* begin *

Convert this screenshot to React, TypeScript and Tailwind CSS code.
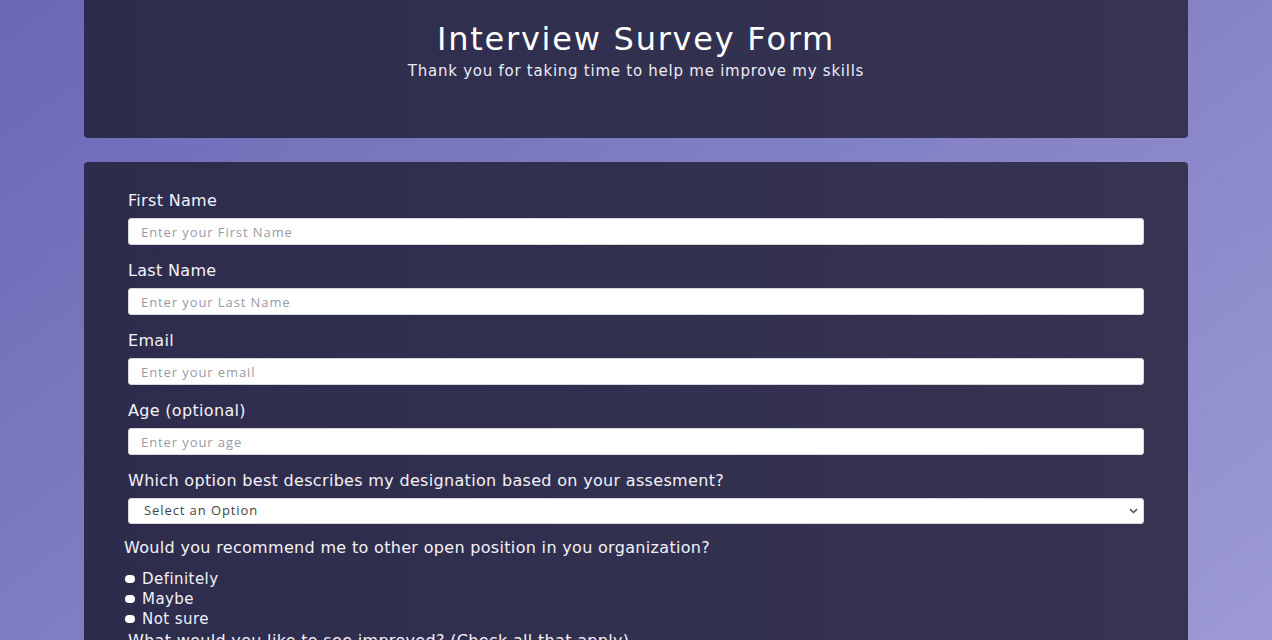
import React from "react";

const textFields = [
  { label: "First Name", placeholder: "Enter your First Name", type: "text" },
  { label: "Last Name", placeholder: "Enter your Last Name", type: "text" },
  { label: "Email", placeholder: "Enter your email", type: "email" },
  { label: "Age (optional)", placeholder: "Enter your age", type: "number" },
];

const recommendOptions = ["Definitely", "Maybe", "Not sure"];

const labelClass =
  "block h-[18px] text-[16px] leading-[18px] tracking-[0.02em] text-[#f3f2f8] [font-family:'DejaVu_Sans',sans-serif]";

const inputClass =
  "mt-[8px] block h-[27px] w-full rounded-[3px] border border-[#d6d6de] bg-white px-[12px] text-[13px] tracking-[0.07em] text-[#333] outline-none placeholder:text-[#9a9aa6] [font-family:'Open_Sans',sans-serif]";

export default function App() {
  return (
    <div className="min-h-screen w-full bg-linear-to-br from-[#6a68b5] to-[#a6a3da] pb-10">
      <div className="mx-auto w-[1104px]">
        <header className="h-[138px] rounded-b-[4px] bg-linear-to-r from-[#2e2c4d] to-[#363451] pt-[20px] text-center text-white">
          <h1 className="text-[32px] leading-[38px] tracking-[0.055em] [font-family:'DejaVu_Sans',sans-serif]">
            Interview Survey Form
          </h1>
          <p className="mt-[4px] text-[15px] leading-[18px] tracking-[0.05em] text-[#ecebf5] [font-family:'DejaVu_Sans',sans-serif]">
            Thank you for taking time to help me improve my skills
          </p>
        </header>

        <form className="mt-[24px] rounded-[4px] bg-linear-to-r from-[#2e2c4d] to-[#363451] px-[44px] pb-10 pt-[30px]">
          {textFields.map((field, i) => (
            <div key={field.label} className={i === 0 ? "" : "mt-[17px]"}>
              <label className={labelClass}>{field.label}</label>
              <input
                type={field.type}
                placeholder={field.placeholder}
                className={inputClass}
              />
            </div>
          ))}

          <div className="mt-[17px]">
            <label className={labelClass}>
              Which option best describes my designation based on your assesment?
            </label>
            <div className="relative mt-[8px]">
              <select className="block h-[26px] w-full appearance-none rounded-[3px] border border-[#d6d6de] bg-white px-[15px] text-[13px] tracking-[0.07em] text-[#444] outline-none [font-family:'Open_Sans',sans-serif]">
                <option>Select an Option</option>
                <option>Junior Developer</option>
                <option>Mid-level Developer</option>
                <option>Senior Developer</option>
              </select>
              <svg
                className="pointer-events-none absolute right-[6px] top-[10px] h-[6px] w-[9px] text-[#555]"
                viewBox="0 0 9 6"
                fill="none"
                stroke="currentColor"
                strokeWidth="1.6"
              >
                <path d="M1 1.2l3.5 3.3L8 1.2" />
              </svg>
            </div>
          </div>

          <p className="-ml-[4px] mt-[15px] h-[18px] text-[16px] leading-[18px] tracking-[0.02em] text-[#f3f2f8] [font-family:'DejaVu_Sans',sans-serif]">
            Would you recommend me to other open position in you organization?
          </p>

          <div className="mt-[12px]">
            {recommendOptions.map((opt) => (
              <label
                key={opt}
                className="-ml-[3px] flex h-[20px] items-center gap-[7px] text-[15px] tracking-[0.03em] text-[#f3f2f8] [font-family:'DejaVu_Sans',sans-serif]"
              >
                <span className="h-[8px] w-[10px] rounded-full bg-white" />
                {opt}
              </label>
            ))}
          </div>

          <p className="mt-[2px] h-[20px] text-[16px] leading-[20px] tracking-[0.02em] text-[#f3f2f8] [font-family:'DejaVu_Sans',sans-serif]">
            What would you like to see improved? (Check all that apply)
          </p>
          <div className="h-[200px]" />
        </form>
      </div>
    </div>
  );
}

* end *
* begin *

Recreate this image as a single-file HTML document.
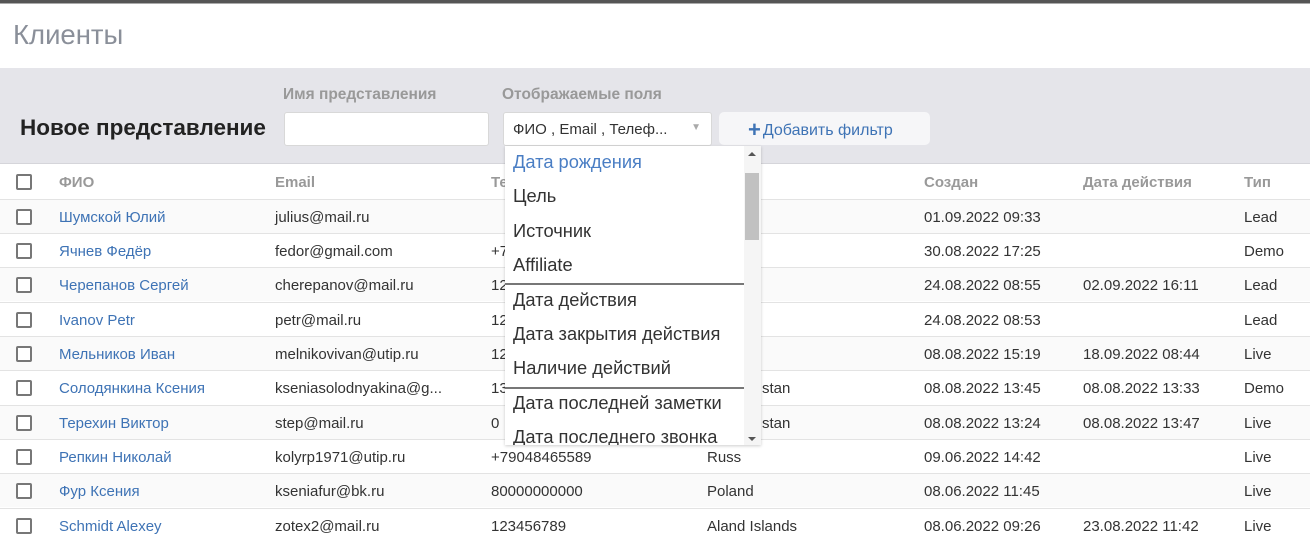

* end *
* begin *

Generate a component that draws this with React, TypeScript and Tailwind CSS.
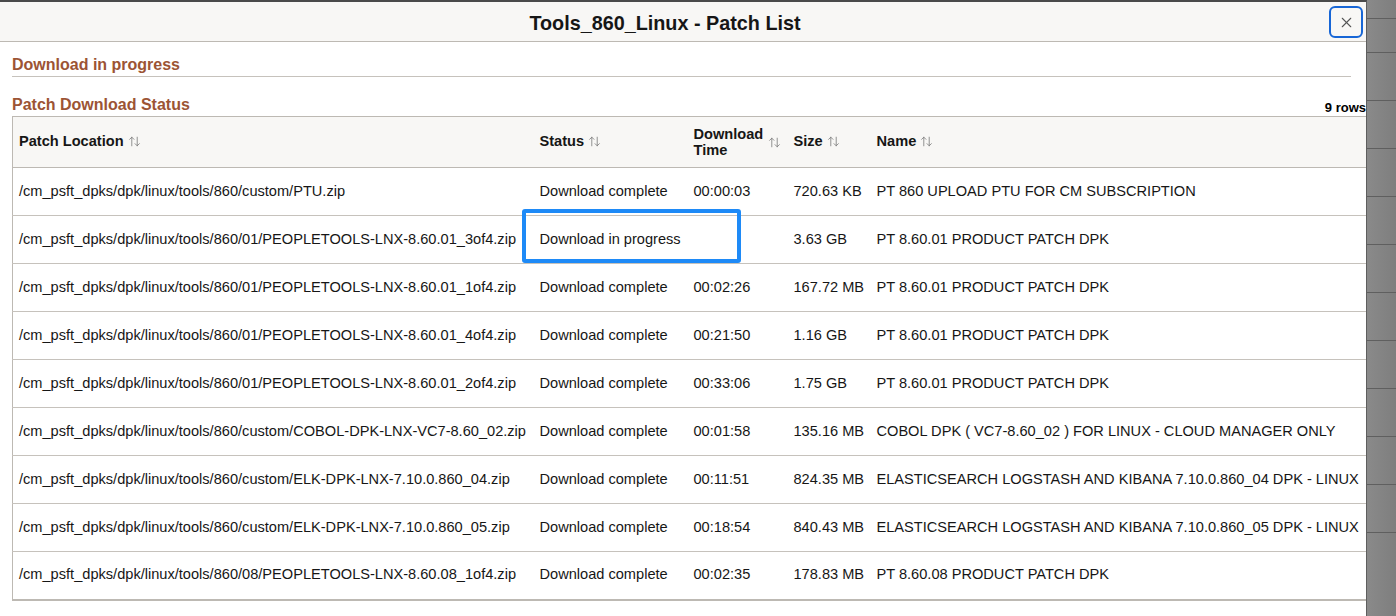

* end *

Short exercise:
How many of the lines above contain the string "TypeScript"? Give the number only.

Completed task:
2